Looking Ahead: Beyond the Environmental Narrative

As DRS expands globally, what should food safety and regulatory professionals anticipate?

  • Scope creep: Expect more product categories to be added – not just soda and beer, but juices, dairy drinks, even nutritional supplements. Each new category comes with new residue profiles and new hygiene challenges.

  • Digital and smart systems: Pilot projects in Europe are testing app-based DRS and smart packaging, potentially reducing the need for physical handling in stores.

  • Producer responsibility pressures: As regulators raise recycled content targets, the industry will lean more heavily on deposit systems for safe, food-grade materials.

  • Unintended behaviors: From “professional recyclers” rummaging through bins, to consumers buying more single-use drinks because they feel good about recycling, DRS will continue to generate side effects regulators must anticipate.

A Pragmatic Conclusion

Deposit return schemes are not a zero-sum choice between environmental sustainability and food safety. They are clearly effective in cutting litter and supplying high-quality recycled materials for food packaging. At the same time, they introduce real – though manageable – hygiene challenges. The frontier is not deciding whether to implement DRS, but how to design them so that food safety is safeguarded.

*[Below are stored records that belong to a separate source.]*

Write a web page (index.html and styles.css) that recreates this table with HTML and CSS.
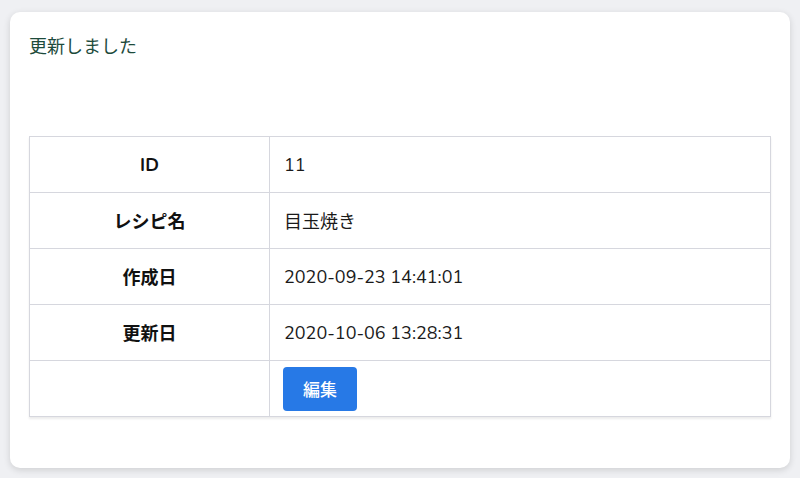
FILE: index.html
```html
<!DOCTYPE html>
<html lang="ja">
<head>
<meta charset="utf-8">
<link rel="stylesheet" href="styles.css">
</head>
<body>
<div class="card">
  <p class="notice">更新しました</p>
  <table class="detail">
    <tr><th>ID</th><td>11</td></tr>
    <tr><th>レシピ名</th><td>目玉焼き</td></tr>
    <tr><th>作成日</th><td>2020-09-23 14:41:01</td></tr>
    <tr><th>更新日</th><td>2020-10-06 13:28:31</td></tr>
    <tr><th></th><td><button class="btn">編集</button></td></tr>
  </table>
</div>
</body>
</html>
```
FILE: styles.css
```css
html, body {
  margin: 0;
  padding: 0;
}
body {
  background: #eff0f3;
  font-family: "Nunito", "Lato", "Noto Sans CJK JP", sans-serif;
  color: #1a1a1a;
  padding: 12px 10px 11px;
}
.card {
  background: #fff;
  border-radius: 10px;
  box-shadow: 0 2px 7px rgba(0,0,0,0.14);
  padding: 22px 19px 51px;
}
.notice {
  margin: 0;
  font-size: 18px;
  line-height: 26px;
  color: #1d4b3c;
}
.detail {
  margin-top: 76px;
  width: 100%;
  border-collapse: collapse;
  border: 1px solid #d6d7de;
  box-shadow: 0 2px 2px rgba(0,0,0,0.08);
  font-size: 18px;
}
.detail th, .detail td {
  border: 1px solid #d6d7de;
  height: 56px;
  padding: 0 13px;
  box-sizing: border-box;
}
.detail th {
  width: 240px;
  font-weight: 700;
  text-align: center;
  color: #111;
}
.detail td {
  text-align: left;
}
.detail td:last-child {
  padding-left: 14px;
}
.btn {
  display: block;
  margin-left: -1px;
  background: #2779e6;
  color: #fff;
  border: none;
  border-radius: 4px;
  width: 74px;
  height: 44px;
  font-family: inherit;
  font-size: 17px;
  font-weight: 500;
  padding: 0;
}
```
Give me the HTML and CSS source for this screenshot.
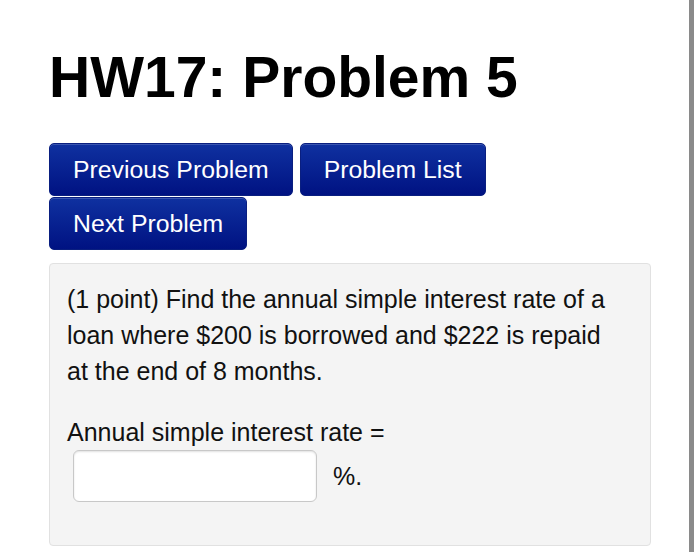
FILE: index.html
```html
<!DOCTYPE html>
<html>
<head>
<meta charset="utf-8">
<link rel="stylesheet" href="styles.css">
</head>
<body>
<div class="page">
  <div class="main">
    <h1 class="title">HW17: Problem 5</h1>
    <div class="nav">
      <a class="btn">Previous Problem</a>
      <a class="btn">Problem List</a>
      <a class="btn">Next Problem</a>
    </div>
    <div class="problem">
      <p class="question">(1 point) Find the annual simple interest rate of a loan where $200 is borrowed and $222 is repaid at the end of 8 months.</p>
      <p class="label">Annual simple interest rate =</p>
      <div class="answer-row">
        <input class="answer" type="text">
        <span class="unit">%.</span>
      </div>
    </div>
  </div>
  <div class="edge"></div>
</div>
</body>
</html>
```
FILE: styles.css
```css
html, body {
  margin: 0;
  padding: 0;
  background: #ffffff;
}
body {
  font-family: "Liberation Sans", Arial, Helvetica, sans-serif;
  color: #111;
}
.page {
  display: flex;
  height: 552px;
  overflow: hidden;
}
.main {
  width: 602px;
  padding: 43px 0 0 49px;
}
.edge {
  width: 5px;
  margin-left: 38px;
  background: #8a8a8a;
  height: 552px;
}
.title {
  margin: 0;
  font-size: 57px;
  line-height: 68px;
  font-weight: bold;
  color: #000;
}
.nav {
  margin-top: 32px;
  display: flex;
  flex-wrap: wrap;
  column-gap: 7px;
  row-gap: 1px;
}
.btn {
  display: block;
  font-size: 24.8px;
  line-height: 29px;
  padding: 11px 23px;
  color: #fff;
  border-radius: 5px;
  background: linear-gradient(#0f31a0, #001282);
  border: 1px solid #0a1f80;
  box-shadow: inset 0 1px 0 rgba(255,255,255,0.18);
}
.problem {
  margin-top: 13px;
  background: #f4f4f4;
  border: 1px solid #e1e1e1;
  border-radius: 4px;
  padding: 17px 30px 43px 17px;
  font-size: 25px;
  line-height: 36px;
  color: #111;
}
.question {
  margin: 0;
}
.label {
  margin: 25px 0 0 0;
}
.answer-row {
  display: flex;
  align-items: center;
}
.answer {
  box-sizing: border-box;
  width: 244px;
  height: 52px;
  margin: 0 0 0 6px;
  border: 1px solid #c8c8c8;
  border-radius: 6px;
  background: #fff;
  box-shadow: inset 0 1px 2px rgba(0,0,0,0.12);
}
.unit {
  margin-left: 16px;
}
```
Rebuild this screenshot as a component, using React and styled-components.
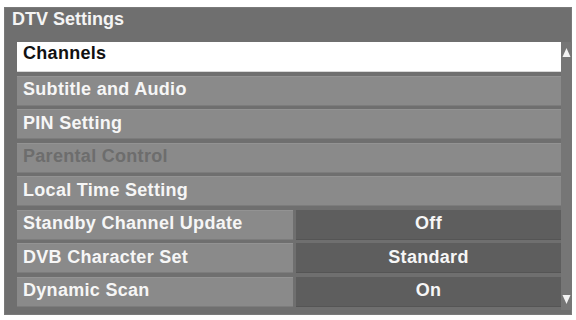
import React from "react";
import styled, { createGlobalStyle } from "styled-components";

const Global = createGlobalStyle`
  html, body { margin: 0; padding: 0; background: #ffffff; }
  body { font-family: "Liberation Sans", Arial, sans-serif; }
`;

const Page = styled.div`
  width: 576px;
  height: 320px;
  padding: 7px 4px 5px 4px;
  box-sizing: border-box;
`;

const Panel = styled.div`
  width: 568px;
  height: 308px;
  background: #6f6f6f;
  box-shadow: inset 0 0 0 1px #7a7a7a;
  display: flex;
  flex-direction: column;
  box-sizing: border-box;
`;

const Title = styled.div`
  height: 35px;
  padding: 1px 0 0 8px;
  box-sizing: border-box;
  color: #f4f4f4;
  font-size: 18px;
  font-weight: bold;
  line-height: 22px;
`;

const Body = styled.div`
  display: flex;
  flex: 1;
  padding-left: 13px;
`;

const List = styled.div`
  width: 544px;
  display: flex;
  flex-direction: column;
  gap: 3.5px;
`;

const Row = styled.div`
  display: flex;
  gap: 3px;
  height: 30px;
`;

const Cell = styled.div`
  flex: ${(p) => (p.$wide ? "1" : "0 0 276px")};
  display: flex;
  align-items: center;
  box-sizing: border-box;
  padding: 0 0 ${(p) => (p.$selected ? "7px" : "2px")} 6px;
  background: ${(p) => (p.$selected ? "#ffffff" : "#8a8a8a")};
  color: ${(p) => (p.$selected ? "#111111" : p.$disabled ? "#6d6d6d" : "#f6f6f6")};
  font-size: 18px;
  font-weight: bold;
  letter-spacing: 0.3px;
  white-space: nowrap;
  box-shadow: ${(p) =>
    p.$selected
      ? "inset 0 -1px 0 #d8d8d8"
      : "inset 0 1px 0 #939393, inset 0 -1px 0 #7c7c7c"};
`;

const Value = styled.div`
  flex: 1;
  display: flex;
  align-items: center;
  justify-content: center;
  padding-bottom: 2px;
  box-sizing: border-box;
  background: #5e5e5e;
  color: #f6f6f6;
  font-size: 18px;
  font-weight: bold;
  letter-spacing: 0.3px;
  box-shadow: inset 0 -1px 0 #555555;
`;

const Scroll = styled.div`
  width: 11px;
  display: flex;
  flex-direction: column;
  justify-content: space-between;
  align-items: center;
  padding: 5px 0 5px 0;
  box-sizing: border-box;
  background: #767676;
  margin-bottom: 5px;
`;

const Arrow = ({ down }) => (
  <svg width="9" height="11" viewBox="0 0 9 11">
    {down ? (
      <polygon points="0.5,1 8.5,1 4.5,10" fill="#f2f2f2" />
    ) : (
      <polygon points="4.5,1 8.5,10 0.5,10" fill="#f2f2f2" />
    )}
  </svg>
);

const items = [
  { label: "Channels", selected: true },
  { label: "Subtitle and Audio" },
  { label: "PIN Setting" },
  { label: "Parental Control", disabled: true },
  { label: "Local Time Setting" },
  { label: "Standby Channel Update", value: "Off" },
  { label: "DVB Character Set", value: "Standard" },
  { label: "Dynamic Scan", value: "On" },
];

export default function App() {
  return (
    <>
      <Global />
      <Page>
        <Panel>
          <Title>DTV Settings</Title>
          <Body>
            <List>
              {items.map((it) => (
                <Row key={it.label}>
                  <Cell
                    $wide={!it.value}
                    $selected={it.selected}
                    $disabled={it.disabled}
                  >
                    {it.label}
                  </Cell>
                  {it.value && <Value>{it.value}</Value>}
                </Row>
              ))}
            </List>
            <Scroll>
              <Arrow />
              <Arrow down />
            </Scroll>
          </Body>
        </Panel>
      </Page>
    </>
  );
}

For the industry, this means being at the table as DRS policies evolve: pushing for evidence-based exclusions where necessary, ensuring machine and logistics standards meet hygiene expectations, and embedding food safety considerations into the sustainability narrative. The balance is achievable – but only if professionals in food safety and regulatory compliance continue to ask the hard questions.